As one example, the keyed delay operator described above can be
specified in a programming language geared towards streaming
applications (e.g., the SPADE programming language offered by
International Business Machines Corporation described in Gedik et
al. in "SPADE: The System S Declarative Stream Processing Engine,"
SIGMOD Conference 2008: 1123-1134). The language includes built-in,
as well as user-defined, operators, which take in streams and
output streams.
One embodiment of the syntax for a time-based delay is as
follows:
TABLE-US-00001 stream OrdersD ( schemaFor (Orders) ) := KeyedDelay
(Orders) [DelayType: Time; BufferDelay: 0.01; ReplacementKey:
OrderID] { }
One example of the syntax for a count-based delay is as
follows:
TABLE-US-00002 stream OrdersD ( schemaFor (Orders) ) := KeyedDelay
(Orders) [DelayType: Count; BufferDelay: 100; ReplacementKey:
OrderID] { }
Both embodiments start with the specification of an output stream.
This output stream is then set to transport the results of an
operator; in this case, the name of the operator is KeyedDelay. The
input stream consumed by the operator is called Orders. There are
three parameters that specify the details for how the operator is
to function. In the time-based delay, the DelayType is specified as
Time, while in the event count-based delay, the DelayType is
specified as Count. The second parameter is how long inputs are to
be delayed (awaiting a potential update on the same entity). The
third parameter specifies what field(s) within each arriving event
of the input stream uniquely identifies the entity being described
by the incoming event.
This is just one example of a possible syntax that describes the
keyed delay operator.
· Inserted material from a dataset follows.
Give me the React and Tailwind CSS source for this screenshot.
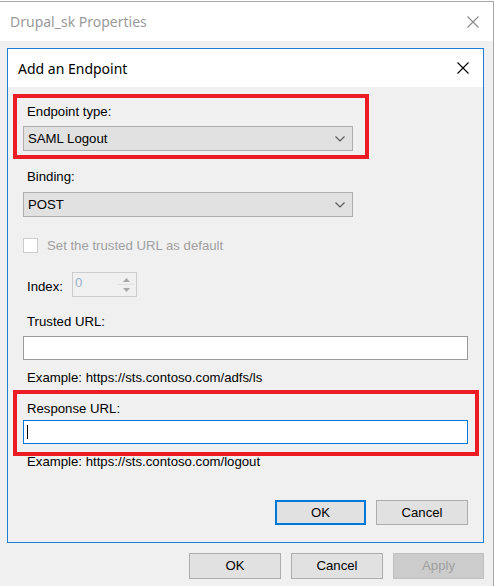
import React from 'react';

const ui = { fontFamily: '"Liberation Sans", Arial, sans-serif' };
const title = { fontFamily: '"Noto Sans", "Open Sans", sans-serif' };

function CloseIcon({ color }) {
  return (
    <svg width="12" height="12" viewBox="0 0 12 12">
      <path d="M0.5 0.5 L11.5 11.5 M11.5 0.5 L0.5 11.5" stroke={color} strokeWidth="1.1" fill="none" />
    </svg>
  );
}

function Chevron() {
  return (
    <svg width="10" height="6" viewBox="0 0 10 6">
      <path d="M0.5 0.5 L5 5 L9.5 0.5" stroke="#5a5a5a" strokeWidth="1.2" fill="none" />
    </svg>
  );
}

function Select({ value, className = '' }) {
  return (
    <div className={`w-[330px] h-[25px] flex items-center justify-between bg-[#e1e1e1] border border-[#adadad] pl-[4px] pr-[7px] text-black ${className}`}>
      <span>{value}</span>
      <Chevron />
    </div>
  );
}

function Button({ label, className = '', primary = false, disabled = false }) {
  return (
    <div
      className={`flex items-center justify-center ${
        disabled
          ? 'bg-[#cccccc] border border-[#bfbfbf] text-[#a0a0a0]'
          : primary
          ? 'bg-[#e1e1e1] border-2 border-[#0078d7] text-black'
          : 'bg-[#e1e1e1] border border-[#adadad] text-black'
      } ${className}`}
    >
      {label}
    </div>
  );
}

function Label({ children, className = '' }) {
  return <div className={`h-[15px] leading-[15px] pl-[4px] text-black ${className}`}>{children}</div>;
}

export default function App() {
  return (
    <div className="w-[494px] h-[586px] bg-white overflow-hidden text-[13.2px]" style={ui}>
      <div className="h-[1px] bg-white" />
      <div className="h-[585px] flex flex-col border-t border-r border-[#a6a6a6]">
        {/* Outer window title */}
        <div className="h-[39px] bg-white flex items-center justify-between pl-[10px] pr-[14px]">
          <span className="text-[14px] text-[#9a9a9a]" style={title}>Drupal_sk Properties</span>
          <CloseIcon color="#8a8a8a" />
        </div>

        <div className="flex-1 bg-[#f0f0f0] pt-[7px] pl-[7px] pr-[9px]">
          {/* Add an Endpoint dialog */}
          <div className="h-[495px] flex flex-col border border-[#1c7fd6]">
            <div className="h-[38px] bg-white flex items-center justify-between pl-[10px] pr-[14px]">
              <span className="text-[14px] text-black" style={title}>Add an Endpoint</span>
              <CloseIcon color="#000000" />
            </div>

            <div className="relative flex-1 flex flex-col bg-[#f0f0f0] px-[15px]">
              <Label className="mt-[17px]">Endpoint type:</Label>
              <Select value="SAML Logout" className="mt-[7px]" />

              <Label className="mt-[18px]">Binding:</Label>
              <Select value="POST" className="mt-[8px]" />

              <div className="mt-[21px] h-[15px] flex items-center gap-[9px]">
                <div className="w-[15px] h-[15px] bg-white border border-[#cccccc]" />
                <span className="text-[#a0a0a0]">Set the trusted URL as default</span>
              </div>

              <div className="mt-[19px] h-[25px] flex items-center">
                <span className="pl-[4px] pt-[4px] w-[49px]">Index:</span>
                <div className="w-[65px] h-[25px] flex border border-[#cccccc] bg-[#f0f0f0]">
                  <span className="flex-1 pl-[2px] text-[#9bb0c8] leading-[20px]">0</span>
                  <div className="w-[18px] flex flex-col py-[2px] pr-[2px]">
                    <div className="flex-1 flex items-center justify-center border-b border-[#e0e0e0]">
                      <svg width="7" height="4" viewBox="0 0 7 4"><path d="M0 4 L3.5 0 L7 4 Z" fill="#a8a8a8" /></svg>
                    </div>
                    <div className="flex-1 flex items-center justify-center">
                      <svg width="7" height="4" viewBox="0 0 7 4"><path d="M0 0 L3.5 4 L7 0 Z" fill="#a8a8a8" /></svg>
                    </div>
                  </div>
                </div>
              </div>

              <Label className="mt-[17px]">Trusted URL:</Label>
              <div className="mt-[7px] h-[24px] bg-white border border-[#9a9a9a]" />
              <Label className="mt-[10px]">Example: https://sts.contoso.com/adfs/ls</Label>

              <Label className="mt-[16px]">Response URL:</Label>
              <div className="mt-[4px] h-[24px] bg-white border border-[#0078d7] flex items-center pl-[3px]">
                <div className="w-[1px] h-[14px] bg-black" />
              </div>
              <Label className="mt-[10px]">Example: https://sts.contoso.com/logout</Label>

              <div className="mt-[31px] flex justify-end gap-[10px]">
                <Button label="OK" primary className="w-[91px] h-[25px]" />
                <Button label="Cancel" className="w-[92px] h-[25px]" />
              </div>

              {/* red annotation boxes */}
              <div className="absolute left-[5px] top-[7px] w-[356px] h-[65px] border-4 border-[#ed1c24]" />
              <div className="absolute left-[5px] top-[303px] w-[466px] h-[66px] border-4 border-[#ed1c24]" />
            </div>
          </div>

          <div className="mt-[10px] flex justify-end gap-[10px]">
            <Button label="OK" className="w-[92px] h-[26px]" />
            <Button label="Cancel" className="w-[92px] h-[26px]" />
            <Button label="Apply" disabled className="w-[91px] h-[26px]" />
          </div>
        </div>
      </div>
    </div>
  );
}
One could just as easily have two separate
operators, TimeKeyedDelay and CountKeyedDelay, eliminating the need
for the first parameter. Alternatively, the operator could be used
in a graphical user interface for creating streaming applications.
There are many other potential syntactical variations and
alternative specification mechanisms possible and the examples
provided herein are for illustrative purposes only.
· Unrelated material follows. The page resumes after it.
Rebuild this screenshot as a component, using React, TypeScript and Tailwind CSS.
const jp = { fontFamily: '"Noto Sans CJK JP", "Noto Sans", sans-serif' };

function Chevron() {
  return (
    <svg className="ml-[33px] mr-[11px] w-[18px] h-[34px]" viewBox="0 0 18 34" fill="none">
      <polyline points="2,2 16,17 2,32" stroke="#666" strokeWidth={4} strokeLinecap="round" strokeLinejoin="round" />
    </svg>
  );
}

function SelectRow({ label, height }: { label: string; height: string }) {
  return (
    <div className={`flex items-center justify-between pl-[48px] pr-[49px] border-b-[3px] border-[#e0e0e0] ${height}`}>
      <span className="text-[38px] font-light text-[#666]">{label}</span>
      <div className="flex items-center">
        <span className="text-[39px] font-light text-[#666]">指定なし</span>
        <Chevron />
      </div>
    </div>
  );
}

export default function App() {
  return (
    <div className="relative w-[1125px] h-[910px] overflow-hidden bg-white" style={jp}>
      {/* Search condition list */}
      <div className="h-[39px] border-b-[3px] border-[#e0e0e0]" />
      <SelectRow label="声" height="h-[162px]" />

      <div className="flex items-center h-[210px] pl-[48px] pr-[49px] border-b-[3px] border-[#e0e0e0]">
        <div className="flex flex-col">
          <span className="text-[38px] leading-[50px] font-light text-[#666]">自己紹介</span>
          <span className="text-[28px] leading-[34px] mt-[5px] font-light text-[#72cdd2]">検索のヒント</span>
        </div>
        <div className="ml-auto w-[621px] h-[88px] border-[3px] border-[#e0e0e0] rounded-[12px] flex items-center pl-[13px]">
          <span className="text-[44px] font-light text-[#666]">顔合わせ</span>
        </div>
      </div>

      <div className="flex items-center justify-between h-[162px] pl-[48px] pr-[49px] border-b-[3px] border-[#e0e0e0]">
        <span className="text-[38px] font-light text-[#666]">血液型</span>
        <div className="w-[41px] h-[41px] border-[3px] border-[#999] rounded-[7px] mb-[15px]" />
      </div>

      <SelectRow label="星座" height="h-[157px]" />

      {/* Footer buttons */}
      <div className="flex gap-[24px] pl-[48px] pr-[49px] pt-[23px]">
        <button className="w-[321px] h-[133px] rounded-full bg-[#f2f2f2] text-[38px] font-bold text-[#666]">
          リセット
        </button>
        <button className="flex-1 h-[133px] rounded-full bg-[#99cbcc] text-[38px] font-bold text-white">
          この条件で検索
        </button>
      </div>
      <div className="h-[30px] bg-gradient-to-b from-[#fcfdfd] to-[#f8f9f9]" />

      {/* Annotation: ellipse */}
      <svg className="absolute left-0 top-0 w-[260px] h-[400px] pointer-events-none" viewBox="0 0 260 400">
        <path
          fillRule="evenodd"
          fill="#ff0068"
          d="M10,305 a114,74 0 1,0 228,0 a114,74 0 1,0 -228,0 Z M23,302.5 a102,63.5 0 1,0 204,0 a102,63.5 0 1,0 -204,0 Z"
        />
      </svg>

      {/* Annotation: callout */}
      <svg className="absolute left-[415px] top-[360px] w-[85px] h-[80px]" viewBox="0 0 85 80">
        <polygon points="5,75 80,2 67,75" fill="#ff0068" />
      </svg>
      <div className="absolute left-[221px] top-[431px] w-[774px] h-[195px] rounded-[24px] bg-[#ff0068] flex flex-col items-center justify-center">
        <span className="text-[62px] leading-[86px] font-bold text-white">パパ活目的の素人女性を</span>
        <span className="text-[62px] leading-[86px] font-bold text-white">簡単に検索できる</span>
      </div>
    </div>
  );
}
Described in detail above is at least one example of using a keyed
delay to minimize the amount of output, and therefore, processing
performed on events having the same key. One or more embodiments of
the invention may provide one or more beneficial technical effects,
such as, for example, higher overall system throughput, and/or
lower overall resource usage.
A stream processing platform, which includes applications having
analytical operators, as described herein, is provided to enable
better analysis with more data types for more informed, faster,
differentiated decision making. One example of such a stream
processing system is one that uses the INFOSPHERE STREAMS
middleware application provided by International Business Machines
Corporation. The stream processing platform according to one
embodiment of the present invention may provide, for example: An
execution engine enabling aggressive production and management of
knowledge and information from potentially enormous volumes of data
digital audio, video and image data, instant messages, network
packet traces, text and transactional data, and sensor data; new
formats and protocols as they are developed. A programming model in
which individual stream processing analytics can: perform feature
extraction, classification, aggregation and correlation,
transformation, and data labeling; be composed in a distributed,
adaptive, and self-organizing processing graph; in order to satisfy
thousands of inquiries for relevant information from the available
raw data sources. Tools supporting analytic development,
application composition, system monitoring, control, and debug.
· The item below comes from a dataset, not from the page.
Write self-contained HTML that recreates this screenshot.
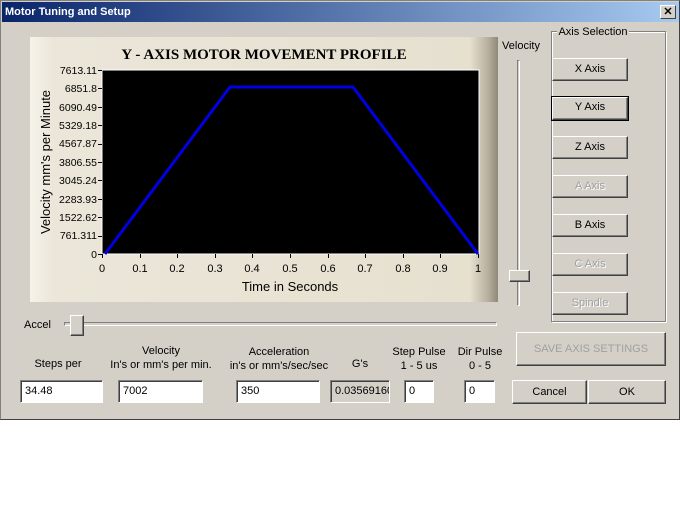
<!DOCTYPE html>
<html><head><meta charset="utf-8"><style>
*{margin:0;padding:0;box-sizing:border-box}
body{width:680px;height:512px;background:#fff;position:relative;overflow:hidden;font-family:"Liberation Sans",sans-serif;font-size:11px;color:#000}
.win{position:absolute;left:0;top:0;width:680px;height:420px;background:#d4d0c8;border:1px solid #808080;border-right-color:#404040;border-bottom-color:#404040}
.title{position:absolute;left:1px;top:1px;width:677px;height:20px;background:linear-gradient(90deg,#0a246a,#a6caf0);color:#fff;font-weight:bold;font-size:11px;line-height:20px;padding-left:3px}
.close{position:absolute;right:3px;top:3px;width:16px;height:14px;background:#d4d0c8;border:1px solid;border-color:#fff #404040 #404040 #fff;color:#000;font-size:11px;line-height:12px;text-align:center;font-weight:bold}
.abs{position:absolute}
.btn{position:absolute;background:#d4d0c8;border:1px solid;border-color:#fff #404040 #404040 #fff;box-shadow:inset -1px -1px 0 #808080;text-align:center;font-size:11px}
.dis{color:#a0a0a0;text-shadow:1px 1px 0 #fff}
.inp{position:absolute;height:23px;background:#fff;border:1px solid;border-color:#808080 #fff #fff #808080;box-shadow:inset 1px 1px 0 #404040;padding:4px 0 0 4px;font-size:11px}
.lbl{position:absolute;text-align:center;font-size:11px;line-height:14px}
</style></head><body>
<div class="win">
<div class="title">Motor Tuning and Setup<div class="close">✕</div></div>
</div>
<svg class="abs" style="left:30px;top:37px" width="468" height="265">
<defs><linearGradient id="g" x1="0" x2="1"><stop offset="0" stop-color="#f6f3ea"/><stop offset="0.05" stop-color="#ebe6d9"/><stop offset="0.94" stop-color="#e6e0cf"/><stop offset="0.98" stop-color="#b5ae9c"/><stop offset="1" stop-color="#8e8878"/></linearGradient></defs>
<rect width="468" height="265" fill="url(#g)"/>
<text x="234" y="22" text-anchor="middle" font-family="Liberation Serif,serif" font-weight="bold" font-size="15">Y - AXIS MOTOR MOVEMENT PROFILE</text>
<rect x="72" y="33" width="377" height="184" fill="#000" stroke="#fff" stroke-width="1"/>
<polyline points="75,217 200,50 323,50 448,217" fill="none" stroke="#0000e0" stroke-width="3"/>
<g font-size="10.5" text-anchor="end" fill="#000">
<text x="67" y="37">7613.11</text><text x="67" y="55">6851.8</text><text x="67" y="74">6090.49</text><text x="67" y="92">5329.18</text><text x="67" y="110">4567.87</text><text x="67" y="129">3806.55</text><text x="67" y="147">3045.24</text><text x="67" y="166">2283.93</text><text x="67" y="184">1522.62</text><text x="67" y="202">761.311</text><text x="67" y="221">0</text>
</g>
<g stroke="#000"><path d="M68 33.5h4M68 51.5h4M68 70.5h4M68 88.5h4M68 107.5h4M68 125.5h4M68 143.5h4M68 162.5h4M68 180.5h4M68 199.5h4M68 217.5h4"/>
<path d="M72.5 217v4M110.5 217v4M147.5 217v4M185.5 217v4M222.5 217v4M260.5 217v4M298.5 217v4M335.5 217v4M373.5 217v4M410.5 217v4M448.5 217v4"/></g>
<g font-size="11" text-anchor="middle">
<text x="72" y="235">0</text><text x="110" y="235">0.1</text><text x="147" y="235">0.2</text><text x="185" y="235">0.3</text><text x="222" y="235">0.4</text><text x="260" y="235">0.5</text><text x="298" y="235">0.6</text><text x="335" y="235">0.7</text><text x="373" y="235">0.8</text><text x="410" y="235">0.9</text><text x="448" y="235">1</text>
<text x="260" y="254" font-size="13">Time in Seconds</text>
<text transform="translate(20,125) rotate(-90)" font-size="13">Velocity mm's per Minute</text>
</g>
</svg>
<div class="lbl" style="left:500px;top:39px;width:42px">Velocity</div>
<div class="abs" style="left:517px;top:60px;width:3px;height:246px;border:1px solid;border-color:#808080 #fff #fff #808080"></div>
<div class="btn" style="left:509px;top:270px;width:21px;height:12px"></div>
<div class="abs" style="left:551px;top:31px;width:115px;height:291px;border:1px solid #808080;box-shadow:1px 1px 0 #fff,inset 1px 1px 0 #fff"></div>
<div class="lbl" style="left:557px;top:25px;width:72px;background:#d4d0c8">Axis Selection</div>
<div class="btn" style="left:552px;top:58px;width:76px;height:23px;line-height:20px">X Axis</div>
<div class="btn" style="left:552px;top:97px;width:76px;height:23px;line-height:19px;outline:1px solid #000">Y Axis</div>
<div class="btn" style="left:552px;top:136px;width:76px;height:23px;line-height:20px">Z Axis</div>
<div class="btn dis" style="left:552px;top:175px;width:76px;height:23px;line-height:20px">A Axis</div>
<div class="btn" style="left:552px;top:214px;width:76px;height:23px;line-height:20px">B Axis</div>
<div class="btn dis" style="left:552px;top:253px;width:76px;height:23px;line-height:20px">C Axis</div>
<div class="btn dis" style="left:552px;top:292px;width:76px;height:23px;line-height:20px">Spindle</div>
<div class="lbl" style="left:24px;top:318px">Accel</div>
<div class="abs" style="left:64px;top:322px;width:433px;height:4px;border:1px solid;border-color:#808080 #fff #fff #808080"></div>
<div class="btn" style="left:70px;top:315px;width:14px;height:21px"></div>
<div class="btn dis" style="left:516px;top:332px;width:150px;height:34px;line-height:32px;text-shadow:none">SAVE AXIS SETTINGS</div>
<div class="lbl" style="left:20px;top:357px;width:76px">Steps per</div>
<div class="lbl" style="left:110px;top:344px;width:102px">Velocity<br>In's or mm's per min.</div>
<div class="lbl" style="left:224px;top:345px;width:110px">Acceleration<br>in's or mm's/sec/sec</div>
<div class="lbl" style="left:345px;top:357px;width:30px">G's</div>
<div class="lbl" style="left:386px;top:345px;width:66px">Step Pulse<br>1 - 5 us</div>
<div class="lbl" style="left:450px;top:345px;width:60px">Dir Pulse<br>0 - 5</div>
<div class="inp" style="left:20px;top:380px;width:83px">34.48</div>
<div class="inp" style="left:118px;top:380px;width:85px">7002</div>
<div class="inp" style="left:236px;top:380px;width:84px">350</div>
<div class="inp" style="left:330px;top:380px;width:60px;background:#d4d0c8;overflow:hidden;white-space:nowrap;padding-right:3px">0.03569160</div>
<div class="inp" style="left:404px;top:380px;width:30px">0</div>
<div class="inp" style="left:464px;top:380px;width:31px">0</div>
<div class="btn" style="left:512px;top:380px;width:75px;height:24px;line-height:22px">Cancel</div>
<div class="btn" style="left:588px;top:380px;width:78px;height:24px;line-height:22px">OK</div>
</body></html>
As will be appreciated by one skilled in the art, aspects of the
present invention may be embodied as a system, method or computer
program product. Accordingly, aspects of the present invention may
take the form of an entirely hardware embodiment, an entirely
software embodiment (including firmware, resident software,
micro-code, etc.) or an embodiment combining software and hardware
aspects that may all generally be referred to herein as a
"circuit," "module" or "system". Furthermore, aspects of the
present invention may take the form of a computer program product
embodied in one or more computer readable medium(s) having computer
readable program code embodied thereon.
Any combination of one or more computer readable medium(s) may be
utilized. The computer readable medium may be a computer readable
signal medium or a computer readable storage medium. A computer
readable storage medium may be, for example, but not limited to, an
electronic, magnetic, optical, electromagnetic, infrared, or
semiconductor system, apparatus, or device, or any suitable
combination of the foregoing. More specific examples (a
non-exhaustive list) of the computer readable storage medium
include the following: an electrical connection having one or more
wires, a portable computer diskette, a hard disk, a random access
memory (RAM), a read-only memory (ROM), an erasable programmable
read-only memory (EPROM or Flash memory), an optical fiber, a
portable compact disc read-only memory (CD-ROM), an optical storage
device, a magnetic storage device, or any suitable combination of
the foregoing. In the context of this document, a computer readable
storage medium may be any tangible medium that can contain or store
a program for use by or in connection with an instruction execution
system, apparatus, or device.
A computer readable signal medium may include a propagated data
signal with computer readable program code embodied therein, for
example, in baseband or as part of a carrier wave. Such a
propagated signal may take any of a variety of forms, including,
but not limited to, electromagnetic, optical, or any suitable
combination thereof. A computer readable signal medium may be any
computer readable medium that is not a computer readable storage
medium and that can communicate, propagate, or transport a program
for use by or in connection with an instruction execution system,
apparatus, or device.
Referring now to FIG. 6, in one example, a computer program product
600 includes, for instance, one or more computer readable media 602
to store computer readable program code means or logic 604 thereon
to provide and facilitate one or more aspects of the present
invention.
Program code embodied on a computer readable medium may be
transmitted using an appropriate medium, including but not limited
to wireless, wireline, optical fiber cable, RF, etc., or any
suitable combination of the foregoing.
Computer program code for carrying out operations for aspects of
the present invention may be written in any combination of one or
more programming languages, including an object oriented
programming language, such as Java, Smalltalk, C++ or the like, and
conventional procedural programming languages, such as the "C"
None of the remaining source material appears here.